I looked at the various methods of selecting random rows from a table and wanted to write down what I have done for the system I am working on.
I have a table where there is an ID field that is auto incremented. In addition, I already have a need to fetch the latest ID. This is mostly the MAX(id). However, I also have a status field that prevents rows with a certain status to not show up.
Here is how I ended up with fetching a random id.
1) First get the max id of the table. Something like
select id,... from tablex where status = 1 order by creation_date desc limit 0,1
Here, I have an index on creation_date. So, the cost of essentially executing the above query is traversing down a b-tree index from the maximum value side and resolving the rows in the table to filter by status and get the first row. Assuming most of the recent rows have a status of 1, the number of rows resolved using an index should be 1 or just a few.

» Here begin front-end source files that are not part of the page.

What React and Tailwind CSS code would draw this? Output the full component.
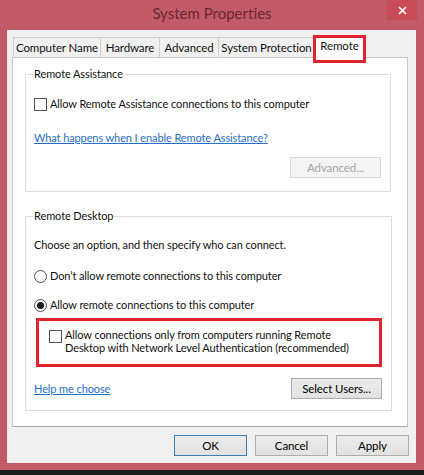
import React from "react";

const tabs = [
  { label: "Computer Name", w: "w-[88px]" },
  { label: "Hardware", w: "w-[60px]" },
  { label: "Advanced", w: "w-[60px]" },
  { label: "System Protection", w: "w-[97px]" },
];

const Checkbox = () => (
  <span className="inline-block w-[13px] h-[13px] border border-[#505050] bg-white shrink-0" />
);

const Radio = ({ checked }) => (
  <span className="flex items-center justify-center w-[13px] h-[13px] rounded-full border border-[#505050] bg-white shrink-0">
    {checked && <span className="w-[7px] h-[7px] rounded-full bg-[#1a1a1a]" />}
  </span>
);

const Button = ({ children, width, isDefault, disabled }) => (
  <button
    type="button"
    className={
      "h-[21px] flex items-center justify-center border text-[11.5px] whitespace-nowrap " +
      width +
      " " +
      (disabled
        ? "bg-[#f4f4f4] border-[#d9d9d9] text-[#a3a3a3]"
        : isDefault
        ? "bg-gradient-to-b from-[#ececec] to-[#e1e1e1] border-[#3c7fb1] text-black"
        : "bg-gradient-to-b from-[#ececec] to-[#e1e1e1] border-[#adadad] text-black")
    }
  >
    {children}
  </button>
);

const App = () => {
  return (
    <div className="w-[424px] h-[475px] bg-[#c25a67] flex flex-col overflow-hidden font-['Lato',sans-serif] text-[11px] tracking-[-0.1px] text-[#111] whitespace-nowrap">
      {/* title bar */}
      <div className="relative h-[30px] flex items-center justify-center">
        <span className="text-[15px] tracking-normal text-[#6b2833] -mt-[3px]">System Properties</span>
        <div className="absolute right-[7px] top-0 w-[30px] h-[20px] bg-[#c94b57] flex items-center justify-center">
          <svg width="9" height="9" viewBox="0 0 9 9">
            <path d="M1 1L8 8M8 1L1 8" stroke="white" strokeWidth="1.6" />
          </svg>
        </div>
      </div>

      {/* window body */}
      <div className="ml-[7px] w-[409px] h-[433px] bg-[#f0f0f0] pt-[5px] pl-[5px]">
        {/* tabs */}
        <div className="flex items-end h-[22px] pl-[1px] relative z-10 text-[11.5px]">
          {tabs.map((t) => (
            <div
              key={t.label}
              className={
                "h-[20px] -ml-[1px] first:ml-0 border border-b-0 border-[#cfcfcf] bg-[#f0f0f0] flex items-center justify-center " +
                t.w
              }
            >
              {t.label}
            </div>
          ))}
          <div className="relative h-[23px] w-[51px] -ml-[1px] -mb-[1px] bg-white border border-b-0 border-[#cfcfcf] flex items-center justify-center pb-[3px]">
            Remote
            <div className="absolute -left-[2px] -right-[2px] -top-[1px] -bottom-[5px] border-[3px] border-[#e0232c]" />
          </div>
        </div>

        {/* tab panel */}
        <div className="w-[396px] h-[370px] bg-white border border-[#c8c8c8] border-b-[#a9a9a9]">
          <fieldset className="mt-[9px] ml-[12px] w-[366px] border border-[#dcdcdc] pl-[8px] pr-[9px] pb-[13px]">
            <legend className="px-[1px] -ml-[1px] leading-[14px]">Remote Assistance</legend>
            <label className="mt-[16px] flex items-center gap-[3px] h-[14px]">
              <Checkbox />
              <span>Allow Remote Assistance connections to this computer</span>
            </label>
            <div className="mt-[20px] h-[14px] leading-[14px]">
              <a className="text-[#1f6fc6] underline cursor-pointer">
                What happens when I enable Remote Assistance?
              </a>
            </div>
            <div className="mt-[12px] flex justify-end">
              <Button width="w-[91px]" disabled>
                Advanced...
              </Button>
            </div>
          </fieldset>

          <fieldset className="mt-[17px] ml-[12px] w-[366px] border border-[#dcdcdc] pl-[8px] pr-[9px] pb-[11px]">
            <legend className="px-[1px] -ml-[1px] leading-[14px]">Remote Desktop</legend>
            <div className="mt-[15px] h-[14px] leading-[14px]">
              Choose an option, and then specify who can connect.
            </div>
            <label className="mt-[17px] flex items-center gap-[3px] h-[14px]">
              <Radio />
              <span>Don’t allow remote connections to this computer</span>
            </label>
            <label className="mt-[15px] flex items-center gap-[3px] h-[14px]">
              <Radio checked />
              <span>Allow remote connections to this computer</span>
            </label>
            <div className="mt-[6px] ml-[2px] w-[346px] h-[49px] border-[3px] border-[#e0232c] pl-[10px] pt-[7px] flex gap-[3px]">
              <span className="mt-[2px]">
                <Checkbox />
              </span>
              <span className="leading-[13px]">
                Allow connections only from computers running Remote
                <br />
                Desktop with Network Level Authentication (recommended)
              </span>
            </div>
            <div className="mt-[11px] flex items-center justify-between">
              <a className="text-[#1f6fc6] underline cursor-pointer pt-[2px]">Help me choose</a>
              <Button width="w-[91px]">Select Users...</Button>
            </div>
          </fieldset>
        </div>

        {/* dialog buttons */}
        <div className="mt-[8px] pr-[7px] flex justify-end gap-[8px]">
          <Button width="w-[73px]" isDefault>
            OK
          </Button>
          <Button width="w-[73px]">Cancel</Button>
          <Button width="w-[73px]">Apply</Button>
        </div>
      </div>

      <div className="h-[7px]" />
      <div className="h-[5px] bg-[#1c1c1c]" />
    </div>
  );
};

export default App;
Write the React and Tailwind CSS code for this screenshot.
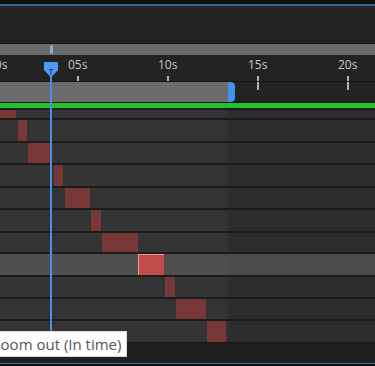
import React from "react";

const rows = [
  { h: "h-[10px]", start: 0, width: 16 },
  { h: "h-[23px]", start: 18, width: 9 },
  { h: "h-[22px]", start: 28, width: 24 },
  { h: "h-[23px]", start: 54, width: 9 },
  { h: "h-[22px]", start: 65, width: 25 },
  { h: "h-[23px]", start: 91, width: 10 },
  { h: "h-[21px]", start: 102, width: 36 },
  { h: "h-[23px]", start: 138, width: 26, active: true },
  { h: "h-[22px]", start: 165, width: 10 },
  { h: "h-[22px]", start: 176, width: 30 },
  { h: "h-[23px]", start: 207, width: 19 },
];

const labels = [
  { text: "00s", left: -12 },
  { text: "05s", left: 68 },
  { text: "10s", left: 158 },
  { text: "15s", left: 248 },
  { text: "20s", left: 338 },
];

function LayerRow({ row }) {
  return (
    <div className={`flex border-t-2 border-[#1b1b1b] ${row.h}`}>
      <div
        className={`flex w-[228px] ${
          row.active ? "bg-[#4f4f4f]" : "bg-[#343434]"
        }`}
      >
        <div
          className={
            row.active
              ? "h-full border-l border-t border-[#e49a9a] bg-[#c24b4b]"
              : "h-full bg-[#793838]"
          }
          style={{ marginLeft: row.start, width: row.width }}
        />
      </div>
      <div
        className={`flex-1 ${row.active ? "bg-[#4c4c4c]" : "bg-[#2d2d2d]"}`}
      />
    </div>
  );
}

export default function App() {
  return (
    <div
      className="relative h-[366px] w-[375px] overflow-hidden bg-[#0e0e0e]"
      style={{ fontFamily: '"Open Sans", "Noto Sans", sans-serif' }}
    >
      <div className="h-[4px] bg-[#0e0e0e]" />
      <div className="h-[2px] bg-[#3f6494]" />
      <div className="h-[37px] bg-[#232323]" />
      <div className="h-[1px] bg-[#141414]" />

      {/* scroll bar */}
      <div className="relative h-[11px] bg-[#6b6b6b]">
        <div className="absolute left-[50px] top-[1px] h-[9px] w-[3px] rounded-sm bg-[#8aaad6]" />
      </div>

      {/* time ruler */}
      <div className="relative h-[26px] bg-[#232323]">
        {labels.map((l) => (
          <span
            key={l.text}
            className="absolute top-[2px] text-[12px] leading-4 text-[#c9c9c9]"
            style={{ left: l.left }}
          >
            {l.text}
          </span>
        ))}
        {[78, 168, 258, 348].map((x) => (
          <div
            key={x}
            className="absolute top-[21px] h-[5px] w-[2px] bg-[#b4b4b4]"
            style={{ left: x - 1 }}
          />
        ))}
      </div>
      <div className="h-[1px] bg-[#141414]" />

      {/* work area */}
      <div className="flex h-[20px]">
        <div className="w-[228px] bg-[#6b6b6b]" />
        <div className="w-[7px] rounded-r-[4px] bg-[#3f92ee]" />
        <div className="relative flex-1 bg-[#232323]">
          {[258, 348].map((x) => (
            <div
              key={x}
              className="absolute top-0 h-[8px] w-[2px] bg-[#b4b4b4]"
              style={{ left: x - 1 - 235 }}
            />
          ))}
        </div>
      </div>
      <div className="h-[1px] bg-[#141414]" />
      <div className="h-[5px] bg-[#22c22a]" />

      {/* layers */}
      {rows.map((row, i) => (
        <LayerRow key={i} row={row} />
      ))}

      {/* bottom bar */}
      <div className="h-[21px] border-t-2 border-[#1b1b1b] bg-[#1f1f1f]" />
      <div className="h-[1px] bg-[#3a6ea8]" />

      {/* playhead */}
      <div className="absolute left-[50px] top-[76px] h-[255px] w-[2px] bg-[#4a8fe2]" />
      <svg
        className="absolute left-[44px] top-[62px]"
        width="14"
        height="16"
        viewBox="0 0 14 16"
      >
        <path d="M1 0 H13 Q14 0 14 1 V8 L7 15.5 L0 8 V1 Q0 0 1 0 Z" fill="#4a9cf2" />
        <path d="M5 7.5 H9 M7 7.5 V13" stroke="#1d3550" strokeWidth="1" />
      </svg>

      {/* tooltip */}
      <div className="absolute left-[-11px] top-[331px] flex h-[26px] w-[138px] items-center border border-[#d8d8d8] bg-white pl-[2px] pt-[1px] text-[15px] text-[#555555]">
        Zoom out (In time)
      </div>
    </div>
  );
}
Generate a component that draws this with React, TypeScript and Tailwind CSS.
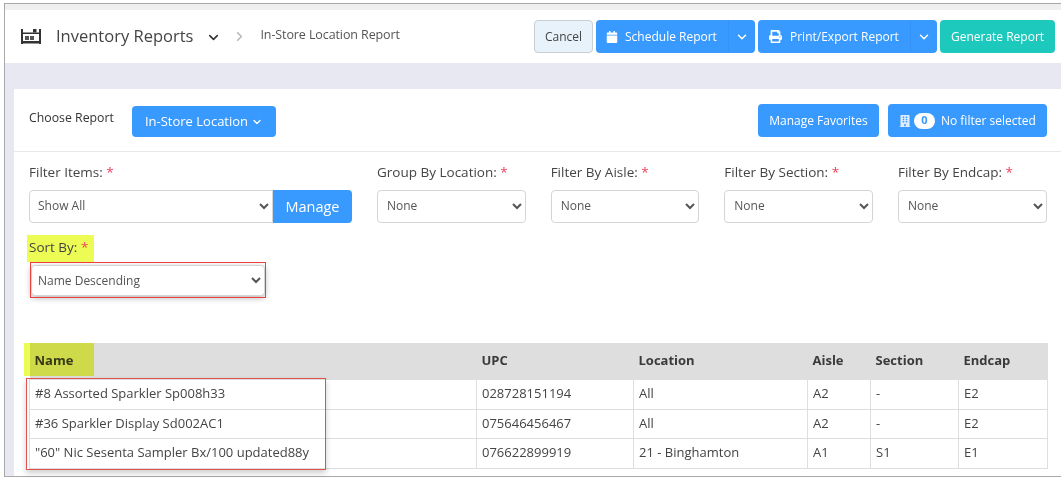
import { ChevronDown, ChevronRight } from "lucide-react";
import { FaBuilding, FaCalendar, FaPrint } from "react-icons/fa";

const rows = [
  { name: "#8 Assorted Sparkler Sp008h33", upc: "028728151194", location: "All", aisle: "A2", section: "-", endcap: "E2", height: "h-[30px]" },
  { name: "#36 Sparkler Display Sd002AC1", upc: "075646456467", location: "All", aisle: "A2", section: "-", endcap: "E2", height: "h-[29px]" },
  { name: '"60" Nic Sesenta Sampler Bx/100 updated88y', upc: "076622899919", location: "21 - Binghamton", aisle: "A1", section: "S1", endcap: "E1", height: "h-[30px]" },
];

function Label({ text }: { text: string }) {
  return (
    <label className="block text-[13.5px] leading-[18px] text-[#444]">
      {text} <span className="text-[#f0405a]">*</span>
    </label>
  );
}

function Select({ value, className }: { value: string; className: string }) {
  return (
    <select
      defaultValue={value}
      className={`border border-[#d5d5d5] bg-white text-[12px] text-[#555] ${className}`}
    >
      <option>{value}</option>
    </select>
  );
}

function FilterField({ label }: { label: string }) {
  return (
    <div className="w-[148.67px]">
      <Label text={label} />
      <Select value="None" className="mt-[9px] h-[33px] w-full rounded pb-[2px] pl-[5px]" />
    </div>
  );
}

function SplitButton({ icon, label, width }: { icon: React.ReactNode; label: string; width: string }) {
  return (
    <div className={`flex h-[33px] items-center rounded bg-[#3899ff] text-[12px] text-white ${width}`}>
      <span className="flex min-w-0 flex-1 items-center gap-[7px] pl-[10px]">
        {icon}
        {label}
      </span>
      <span className="flex h-full w-[27px] items-center justify-center border-l border-[#3593f7]">
        <ChevronDown className="size-[14px]" strokeWidth={2.5} />
      </span>
    </div>
  );
}

export default function App() {
  return (
    <div className="h-[478px] w-[1061px] overflow-hidden bg-white pl-[4px] pt-[3px] font-['Open_Sans',sans-serif]">
      <div className="relative flex h-[474px] flex-col border-y border-l border-y-[#a8a8a8] border-l-[#a8a8a8] bg-[#e7e8f2]">
        <div className="h-[6px] shrink-0 bg-[#efefef]" />
        <header className="flex h-[53px] shrink-0 items-center bg-white pl-[16px]">
          <svg viewBox="0 0 20 15" className="h-[15px] w-[20px] text-[#333]" fill="currentColor">
            <path d="M0 0h2v15H0zM18 0h2v15h-2z" />
            <path d="M2 3.5h16V5H2zM2 12h16v2.5H2z" />
            <path d="M12 0h3.500v3.500H12z" />
            <path d="M4 7h4v4H4zM9 7h4v4H9z" fill="#555" />
          </svg>
          <h1 className="ml-[15px] text-[16.5px] text-[#444]">Inventory Reports</h1>
          <ChevronDown className="ml-[13px] mt-[1px] size-[15px] text-[#333]" strokeWidth={2.5} />
          <ChevronRight className="ml-[11px] size-[15px] text-[#b5b5bd]" strokeWidth={2.5} />
          <span className="mb-[2px] ml-[13px] text-[12.5px] tracking-[-0.1px] text-[#555]">In-Store Location Report</span>
          <div className="ml-auto flex items-center gap-[3px] pr-[6px]">
            <button className="h-[33px] w-[59px] rounded border border-[#c9ced3] bg-[#e7f2fb] text-[12px] text-[#444]">Cancel</button>
            <SplitButton icon={<FaCalendar className="size-[12px]" />} label="Schedule Report" width="w-[159px]" />
            <SplitButton icon={<FaPrint className="mx-[1px] size-[13px]" />} label="Print/Export Report" width="w-[179px]" />
            <button className="h-[33px] w-[115px] rounded bg-[#1dc8bd] text-[12px] text-white">Generate Report</button>
          </div>
        </header>
        <main className="ml-[9px] mt-[26px] flex-1 bg-white">
          <section className="flex h-[63px] items-center border-b border-[#e8e8e8] pl-[15px] pr-[14px]">
            <span className="mb-[4px] w-[103px] text-[12.3px] text-[#333]">Choose Report</span>
            <button className="mt-[3px] flex h-[31px] w-[144px] items-center justify-center gap-[3px] rounded bg-[#3899ff] text-[13px] text-white">
              In-Store Location
              <ChevronDown className="size-[12px]" strokeWidth={2.5} />
            </button>
            <button className="ml-auto mt-[1px] h-[33px] w-[121px] rounded bg-[#3899ff] text-[12px] text-white">Manage Favorites</button>
            <button className="ml-[9px] mt-[1px] flex h-[33px] w-[159px] items-center rounded bg-[#3899ff] pl-[11px] text-[12px] text-white">
              <FaBuilding className="size-[12px] text-[#dfeeff]" />
              <span className="ml-[3px] flex h-[16px] w-[21px] items-center justify-center rounded-full bg-white text-[11px] font-bold text-[#3899ff]">0</span>
              <span className="ml-[6px]">No filter selected</span>
            </button>
          </section>
          <section className="pl-[15px] pr-[14px] pt-[11px]">
            <div className="flex items-start">
              <div className="w-[323px]">
                <Label text="Filter Items:" />
                <div className="mt-[9px] flex">
                  <Select value="Show All" className="h-[33px] w-[244px] rounded-l pb-[2px] pl-[4px]" />
                  <button className="h-[33px] w-[79px] rounded-r bg-[#3899ff] text-[14.5px] text-white">Manage</button>
                </div>
              </div>
              <div className="ml-[25px] flex gap-[25px]">
                <FilterField label="Group By Location:" />
                <FilterField label="Filter By Aisle:" />
                <FilterField label="Filter By Section:" />
                <FilterField label="Filter By Endcap:" />
              </div>
            </div>
            <div className="-ml-[2px] mt-[12px] flex h-[27px] w-[67px] items-center bg-[#edfb55] pb-[4px] pl-[2px]">
              <Label text="Sort By:" />
            </div>
            <div className="relative mt-[3px] h-[31px] w-[234px] translate-x-[2px]">
              <Select value="Name Descending" className="h-[31px] w-full rounded-sm pl-[2px] shadow-[0_2px_6px_rgba(0,0,0,0.3)]" />
              <div className="absolute -inset-x-[1px] -bottom-[2px] -top-[3px] border-[1.5px] border-[#ef4040]" />
            </div>
          </section>
          <div className="relative ml-[15px] mt-[47px] w-[1018px]">
            <div className="absolute -left-[5px] top-0 h-[33px] w-[70px] bg-[#edfb55] mix-blend-multiply" />
            <table className="w-full table-fixed border-collapse text-[13px] text-[#444]">
              <colgroup>
                <col className="w-[447px]" />
                <col className="w-[157px]" />
                <col className="w-[174px]" />
                <col className="w-[63px]" />
                <col className="w-[88px]" />
                <col className="w-[89px]" />
              </colgroup>
              <thead>
                <tr className="h-[36px] bg-[#dedede] text-left font-bold text-[#3a3a3a]">
                  <th className="pl-[5px]">Name</th>
                  <th className="pl-[5px]">UPC</th>
                  <th className="pl-[5px]">Location</th>
                  <th className="pl-[5px]">Aisle</th>
                  <th className="pl-[5px]">Section</th>
                  <th className="pl-[5px]">Endcap</th>
                </tr>
              </thead>
              <tbody>
                {rows.map((row) => (
                  <tr key={row.upc} className={row.height}>
                    <td className="border border-[#dedede] pl-[5px]">{row.name}</td>
                    <td className="border border-[#dedede] pl-[5px]">{row.upc}</td>
                    <td className="border border-[#dedede] pl-[5px]">{row.location}</td>
                    <td className="border border-[#dedede] pl-[5px]">{row.aisle}</td>
                    <td className="border border-[#dedede] pl-[5px]">{row.section}</td>
                    <td className="border border-[#dedede] pl-[5px]">{row.endcap}</td>
                  </tr>
                ))}
              </tbody>
            </table>
            <div className="absolute -left-[3px] top-[35px] h-[92px] w-[300px] border border-[#e25050] shadow-[0_3px_6px_rgba(0,0,0,0.2)]" />
          </div>
        </main>
      </div>
    </div>
  );
}
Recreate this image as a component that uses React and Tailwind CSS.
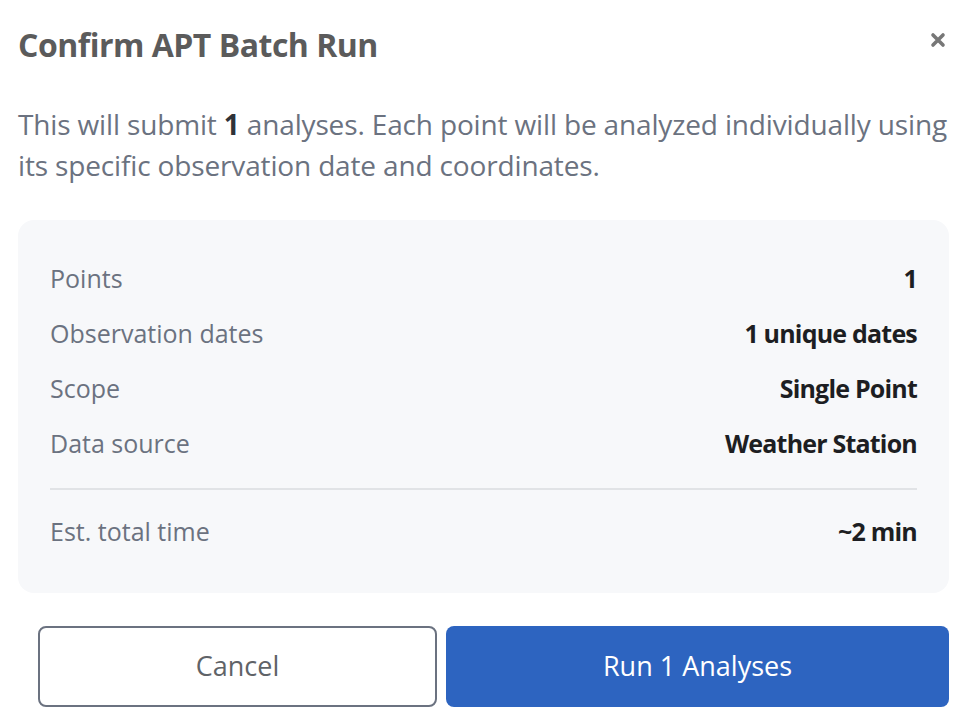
import React from 'react';

const rows = [
  { label: 'Points', value: '1' },
  { label: 'Observation dates', value: '1 unique dates' },
  { label: 'Scope', value: 'Single Point' },
  { label: 'Data source', value: 'Weather Station' },
];

const SummaryRow = ({ label, value }) => (
  <div className="flex items-center justify-between h-[55px]">
    <span className="text-[#6b7280]">{label}</span>
    <span className="font-bold text-[#1d1e22] tracking-[-0.8px]">{value}</span>
  </div>
);

const App = () => {
  return (
    <div
      className="w-[964px] h-[722px] bg-white overflow-hidden"
      style={{ fontFamily: '"Open Sans", "Noto Sans", sans-serif' }}
    >
      <div className="pl-[18px] pr-[15px]">
        {/* header */}
        <div className="flex items-center justify-between h-[90px]">
          <h2 className="text-[32px] font-bold text-[#5b5b5b] tracking-[-0.5px]">Confirm APT Batch Run</h2>
          <button className="text-[#777] mr-[3px] mt-[-10px]">
            <svg width="16" height="16" viewBox="0 0 16 16">
              <path d="M3 3 L13 13 M13 3 L3 13" stroke="currentColor" strokeWidth="3.6" strokeLinecap="round" />
            </svg>
          </button>
        </div>

        <p className="mt-[14px] text-[28px] leading-[41px] text-[#6b7280] tracking-[-0.15px]">
          This will submit <strong className="text-[#2f3238]">1</strong> analyses. Each point will be analyzed individually using its specific observation date and coordinates.
        </p>

        {/* summary */}
        <div className="mt-[34px] bg-[#f7f8fa] rounded-[16px] px-[32px] pt-[31px] pb-[34px] text-[25px]">
          {rows.map((r) => (
            <SummaryRow key={r.label} label={r.label} value={r.value} />
          ))}
          <div className="h-[2px] bg-[#e1e3e6] mt-[17px] mb-[14px]" />
          <SummaryRow label="Est. total time" value="~2 min" />
        </div>

        {/* actions */}
        <div className="flex gap-[9px] mt-[33px] pl-[20px]">
          <button className="w-[399px] h-[81px] rounded-[8px] border-2 border-[#6b7280] bg-white text-[27px] text-[#5f6368]">
            Cancel
          </button>
          <button className="flex-1 h-[81px] rounded-[8px] bg-[#2d64c0] text-[27px] text-white">
            Run 1 Analyses
          </button>
        </div>
      </div>
    </div>
  );
};

export default App;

2) Then generate a random value with the above fetched id as the max. Keep doing this till the value is != 0. This is because, the ID starts from 1 in my case. Also, it’s possible to have other variations such as the ID being more than x% of the max ID. This typically helps in fetching a more recent random row if that’s what is desired.
3) Now, just do
select id,* from tablex where status = 1 and ID = ? and bind the ID with the random ID generated in the previous step. There are two reasons why this
query may not result in a row. 1) the status of this row is not appropriate 2) the id
perhaps doesn’t exist in the table (may be it’s deleted). Assuming the chances of
these is almost negligible, it’s possible to find a row almost always immediately. The
cost of the above SQL is nothing but fetching a row using a unique index which is
quite efficient. Just to keep it generic, loop through steps 2 and 3, till a row is identified. In large data sets, it’s likely to always find a row eventually, but just in case, have contingency for not finding a row after, say N (perhaps 5) iterations.
That’s pretty much it. So, given that I already have a need to fetch the latest row
in the table, the cost of step 1 is not a factor for my random row selection. This just
left with issuing just another unique index based SQL. For a homepage that has to
display both the latest row(s) and a random row, this technique is quite efficient.